(Records with interface code)
########

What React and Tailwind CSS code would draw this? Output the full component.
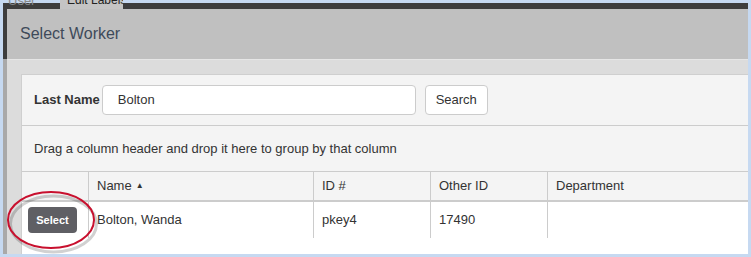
const cols = [
  { label: "Name", w: "w-[225px]", sort: true },
  { label: "ID #", w: "w-[117px]" },
  { label: "Other ID", w: "w-[117px]" },
  { label: "Department", w: "w-[220px]" },
];

const row = ["Bolton, Wanda", "pkey4", "17490", ""];

export default function App() {
  return (
    <div className="w-[751px] h-[257px] bg-[#c6d9f1] px-[3px] pb-[3px] flex flex-col overflow-hidden relative font-['Liberation_Sans',Arial,sans-serif] text-[13px] text-[#333]">
      {/* background app tab strip */}
      <div className="h-[9px] border-t-[3px] border-[#c6d9f1] bg-[#3d3d3d] shrink-0 relative">
        <div className="absolute left-[5px] -top-[9px] text-[13px] leading-[13px] text-[#8a8a8a] whitespace-nowrap">User</div>
        <div className="absolute left-[57px] -top-[3px] h-[9px] w-[63px] bg-[#c4c4c4] overflow-hidden">
          <div className="text-[12px] leading-[12px] -mt-[6px] ml-[7px] text-[#222] whitespace-nowrap">Edit Labels</div>
        </div>
      </div>

      <div className="flex flex-1 min-h-0">
        <div className="w-[4px] flex flex-col">
          <div className="h-[50px] bg-[#3d3d3d]" />
          <div className="flex-1 bg-[#a9a9a9]" />
        </div>

        <div className="flex-1 flex flex-col min-w-0 overflow-hidden">
          <div className="h-[50px] shrink-0 bg-[#c0c0c0] flex items-center px-[13px]">
            <div className="text-[16px] text-[#3e4a5a]">Select Worker</div>
          </div>

          <div className="flex-1 bg-[#dcdcdc] border-t border-[#e6e6e6] pt-[14px] pl-[14px] overflow-hidden">
            <div className="w-[760px] h-full bg-[#f4f4f4] border-l border-t border-[#cfcfcf] flex flex-col">
              <div className="h-[51px] shrink-0 flex items-center pl-[12px] border-b border-[#cccccc]">
                <div className="font-bold">Last Name</div>
                <div className="ml-[2px] w-[314px] h-[30px] bg-white border border-[#cccccc] rounded-[4px] flex items-center pl-[15px]">
                  Bolton
                </div>
                <div className="ml-[9px] w-[63px] h-[30px] bg-white border border-[#cccccc] rounded-[4px] flex items-center justify-center">
                  Search
                </div>
              </div>

              <div className="h-[46px] shrink-0 flex items-center pl-[12px] border-b border-[#cccccc]">
                Drag a column header and drop it here to group by that column
              </div>

              <div className="h-[30px] shrink-0 flex border-b-2 border-[#cccccc]">
                <div className="w-[66px]" />
                {cols.map((c) => (
                  <div key={c.label} className={`${c.w} border-l border-[#cccccc] flex items-center pl-[8px]`}>
                    {c.label}
                    {c.sort && <span className="ml-[4px] text-[8px]">▲</span>}
                  </div>
                ))}
              </div>

              <div className="flex-1 bg-white">
                <div className="h-[36px] flex">
                  <div className="w-[66px] flex items-center pl-[6px]">
                    <div className="w-[49px] h-[26px] bg-[#5f5f64] rounded-[4px] text-white font-bold text-[11px] flex items-center justify-center">
                      Select
                    </div>
                  </div>
                  {cols.map((c, i) => (
                    <div key={c.label} className={`${c.w} border-l border-[#cccccc] flex items-center pl-[8px]`}>
                      {row[i]}
                    </div>
                  ))}
                </div>
              </div>
            </div>
          </div>
        </div>
      </div>

      {/* red annotation ellipse */}
      <svg className="absolute left-0 top-[186px]" width="110" height="70" viewBox="0 0 110 70">
        <ellipse cx="52" cy="36" rx="43" ry="28" fill="none" stroke="#000" strokeOpacity="0.18" strokeWidth="3" transform="translate(1.5 2)" />
        <ellipse cx="51" cy="34" rx="43" ry="28" fill="none" stroke="#c8102e" strokeWidth="2" />
      </svg>
    </div>
  );
}
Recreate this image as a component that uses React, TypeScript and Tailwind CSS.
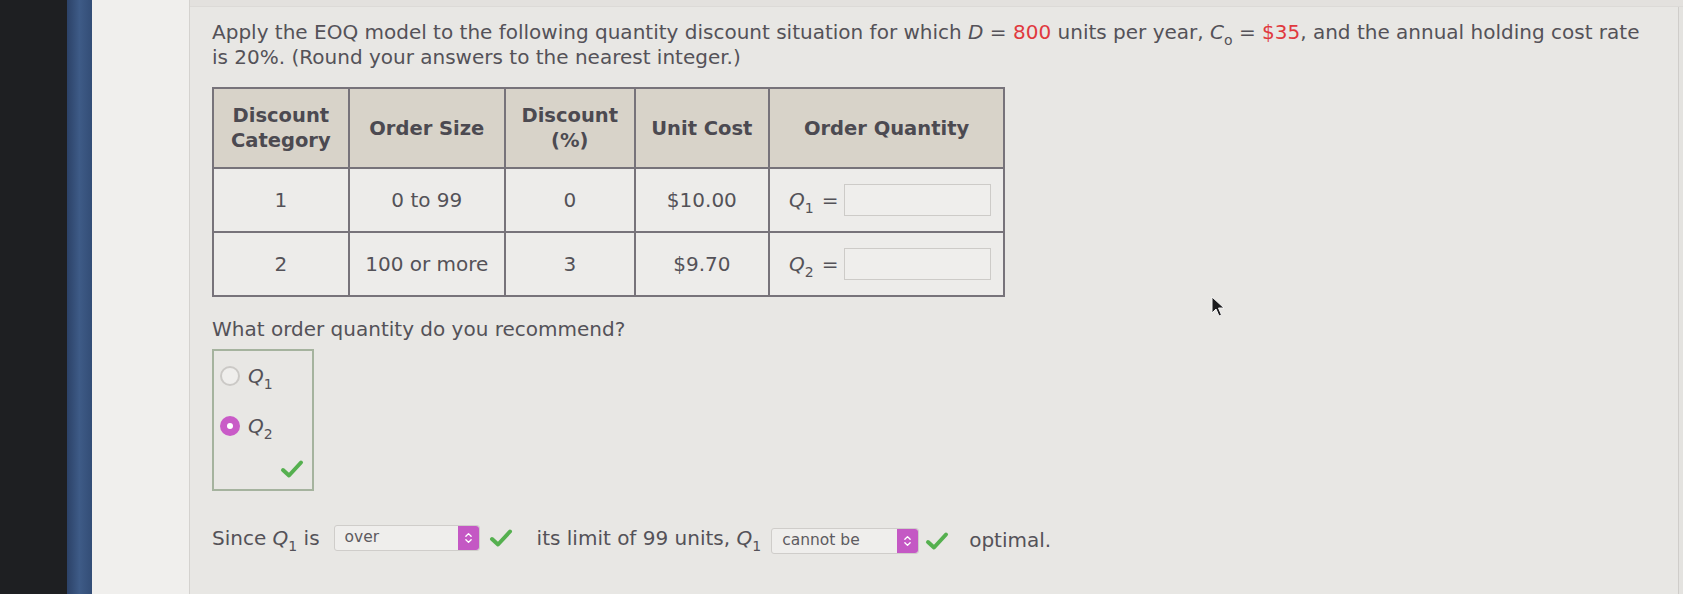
import React from "react";

function Q({ n }: { n: string }) {
  return (
    <span className="whitespace-nowrap">
      <span className="italic">Q</span>
      <span className="relative top-[6px] text-[14px]">{n}</span>
    </span>
  );
}

function Check({ className = "" }: { className?: string }) {
  return (
    <svg viewBox="0 0 24 20" className={`h-[20px] w-[24px] ${className}`}>
      <path d="M3 11 L9 16.5 L21 3.5" fill="none" stroke="#55b04f" strokeWidth="4" strokeLinecap="round" strokeLinejoin="round" />
    </svg>
  );
}

function Select({ value, width }: { value: string; width: string }) {
  return (
    <div className={`flex h-[26px] ${width} items-stretch rounded-[3px] border border-[#cfcdca] bg-[#efeeec]`}>
      <span className="flex flex-1 items-center pl-[10px] text-[15.5px] text-[#5d5b60]">{value}</span>
      <span className="flex w-[21px] items-center justify-center rounded-r-[3px] bg-[#c458c4]">
        <svg viewBox="0 0 10 16" className="h-[14px] w-[9px]">
          <path d="M2 6 L5 3 L8 6 M2 10 L5 13 L8 10" fill="none" stroke="#fff" strokeWidth="1.6" strokeLinecap="round" strokeLinejoin="round" />
        </svg>
      </span>
    </div>
  );
}

const cell = "border-2 border-[#77737a] bg-[#edecea] text-center";
const head = "border-2 border-[#77737a] bg-[#d8d3c9] text-[19.5px] font-bold leading-[25px] text-[#4c4a51]";

const rows = [
  { cat: "1", size: "0 to 99", pct: "0", cost: "$10.00", q: "1", h: "h-[64px]" },
  { cat: "2", size: "100 or more", pct: "3", cost: "$9.70", q: "2", h: "h-[64px]" },
];

export default function App() {
  return (
    <div className="relative flex h-[594px] w-[1683px] overflow-hidden bg-[#e8e7e4] font-['DejaVu_Sans',Verdana,sans-serif] text-[20px] text-[#545258]">
      <div className="w-[67px] shrink-0 bg-[#1e1f22]" />
      <div className="w-[25px] shrink-0 bg-gradient-to-r from-[#2c4268] via-[#3e5b87] to-[#334d76]" />
      <div className="w-[98px] shrink-0 border-r border-[#d4d2cf] bg-[#f0efed]" />

      <main className="flex min-w-0 flex-1 flex-col">
        <div className="h-[7px] shrink-0 border-b border-[#dcdad7] bg-[#e3e1de]" />
        <div className="flex flex-1">
          <div className="flex flex-1 flex-col pl-[22px] pt-[14px]">
            <p className="whitespace-nowrap leading-[23px]">
              Apply the EOQ model to the following quantity discount situation for which <span className="italic">D</span> ={" "}
              <span className="text-[#e0393e]">800</span> units per year, <span className="italic">C</span>
              <span className="relative top-[6px] text-[14px]">o</span> = <span className="text-[#e0393e]">$35</span>, and
              the annual holding cost rate
              <br />
              is 20%. (Round your answers to the nearest integer.)
            </p>

            <table className="mt-[18px] w-[793px] border-collapse">
              <thead>
                <tr>
                  <th className={`${head} h-[80px] w-[136px]`}>
                    Discount
                    <br />
                    Category
                  </th>
                  <th className={`${head} w-[157px]`}>Order Size</th>
                  <th className={`${head} w-[130px]`}>
                    Discount
                    <br />
                    (%)
                  </th>
                  <th className={`${head} w-[135px]`}>Unit Cost</th>
                  <th className={`${head} w-[235px]`}>Order Quantity</th>
                </tr>
              </thead>
              <tbody>
                {rows.map((r) => (
                  <tr key={r.cat}>
                    <td className={`${cell} ${r.h}`}>{r.cat}</td>
                    <td className={cell}>{r.size}</td>
                    <td className={cell}>{r.pct}</td>
                    <td className={cell}>{r.cost}</td>
                    <td className="border-2 border-[#77737a] bg-[#edecea]">
                      <div className="flex items-center pl-[19px]">
                        <Q n={r.q} />
                        <span className="ml-[8px]">=</span>
                        <div className="ml-[5px] h-[32px] w-[147px] border border-[#cdcbc8] bg-[#efeeec]" />
                      </div>
                    </td>
                  </tr>
                ))}
              </tbody>
            </table>

            <p className="mt-[20px] leading-[24px]">What order quantity do you recommend?</p>

            <div className="mt-[8px] flex h-[142px] w-[102px] flex-col border-2 border-[#a5b39e] pl-[6px] pt-[14px]">
              <div className="flex h-[22px] items-center">
                <span className="h-[20px] w-[20px] rounded-full border-2 border-[#cbc9c6] bg-[#efeeec]" />
                <span className="ml-[8px]">
                  <Q n="1" />
                </span>
              </div>
              <div className="mt-[28px] flex h-[22px] items-center">
                <span className="flex h-[20px] w-[20px] items-center justify-center rounded-full bg-[#c95bc7]">
                  <span className="h-[6px] w-[6px] rounded-full bg-white" />
                </span>
                <span className="ml-[8px]">
                  <Q n="2" />
                </span>
              </div>
              <div className="mt-[22px] flex justify-end pr-[8px]">
                <Check />
              </div>
            </div>

            <div className="mt-[33px] flex h-[28px] items-center whitespace-nowrap">
              <span>
                Since <Q n="1" /> is
              </span>
              <div className="ml-[14px]">
                <Select value="over" width="w-[146px]" />
              </div>
              <Check className="ml-[9px]" />
              <span className="ml-[24px]">
                its limit of 99 units, <Q n="1" />
              </span>
              <div className="ml-[10px] mt-[6px]">
                <Select value="cannot be" width="w-[148px]" />
              </div>
              <Check className="ml-[6px] mt-[6px]" />
              <span className="ml-[20px] mt-[4px]">optimal.</span>
            </div>
          </div>
          <div className="w-[5px] shrink-0 border-l border-[#cfcdca] bg-[#e4e3e0]" />
        </div>
      </main>

      <svg viewBox="0 0 14 22" className="absolute left-[1211px] top-[296px] h-[22px] w-[14px]">
        <path d="M1 1 L1 17 L5 13 L8 20 L10.5 19 L7.5 12 L13 12 Z" fill="#1b1b1d" stroke="#f4f4f4" strokeWidth="1" />
      </svg>
    </div>
  );
}
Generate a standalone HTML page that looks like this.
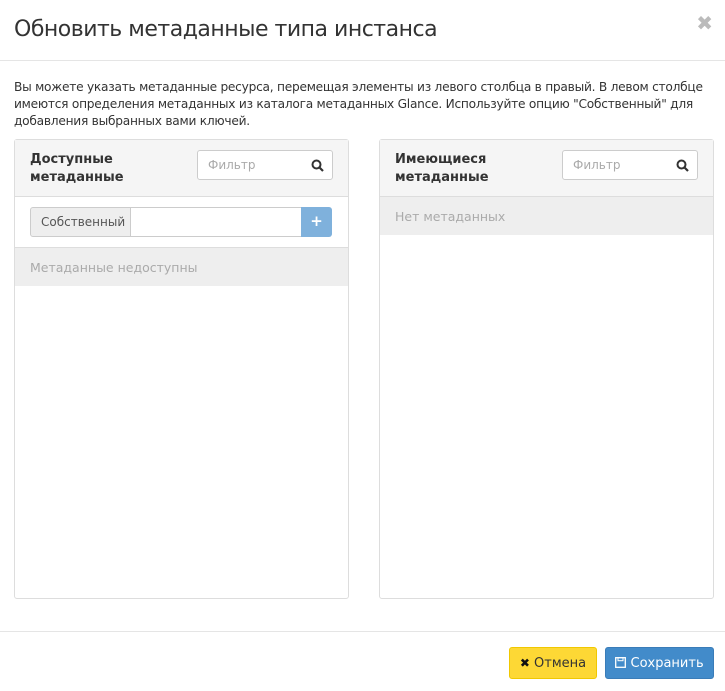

########

Above are some records. Reproduce the lines from the one with "Recreate this image" down to the one with "border-[#77737a] bg-[#d8d3c9] text-[19.5px]", keeping both, and leave every picture out.

Recreate this image as a component that uses React, TypeScript and Tailwind CSS.
import React from "react";

function Q({ n }: { n: string }) {
  return (
    <span className="whitespace-nowrap">
      <span className="italic">Q</span>
      <span className="relative top-[6px] text-[14px]">{n}</span>
    </span>
  );
}

function Check({ className = "" }: { className?: string }) {
  return (
    <svg viewBox="0 0 24 20" className={`h-[20px] w-[24px] ${className}`}>
      <path d="M3 11 L9 16.5 L21 3.5" fill="none" stroke="#55b04f" strokeWidth="4" strokeLinecap="round" strokeLinejoin="round" />
    </svg>
  );
}

function Select({ value, width }: { value: string; width: string }) {
  return (
    <div className={`flex h-[26px] ${width} items-stretch rounded-[3px] border border-[#cfcdca] bg-[#efeeec]`}>
      <span className="flex flex-1 items-center pl-[10px] text-[15.5px] text-[#5d5b60]">{value}</span>
      <span className="flex w-[21px] items-center justify-center rounded-r-[3px] bg-[#c458c4]">
        <svg viewBox="0 0 10 16" className="h-[14px] w-[9px]">
          <path d="M2 6 L5 3 L8 6 M2 10 L5 13 L8 10" fill="none" stroke="#fff" strokeWidth="1.6" strokeLinecap="round" strokeLinejoin="round" />
        </svg>
      </span>
    </div>
  );
}

const cell = "border-2 border-[#77737a] bg-[#edecea] text-center";
const head = "border-2 border-[#77737a] bg-[#d8d3c9] text-[19.5px] font-bold leading-[25px] text-[#4c4a51]";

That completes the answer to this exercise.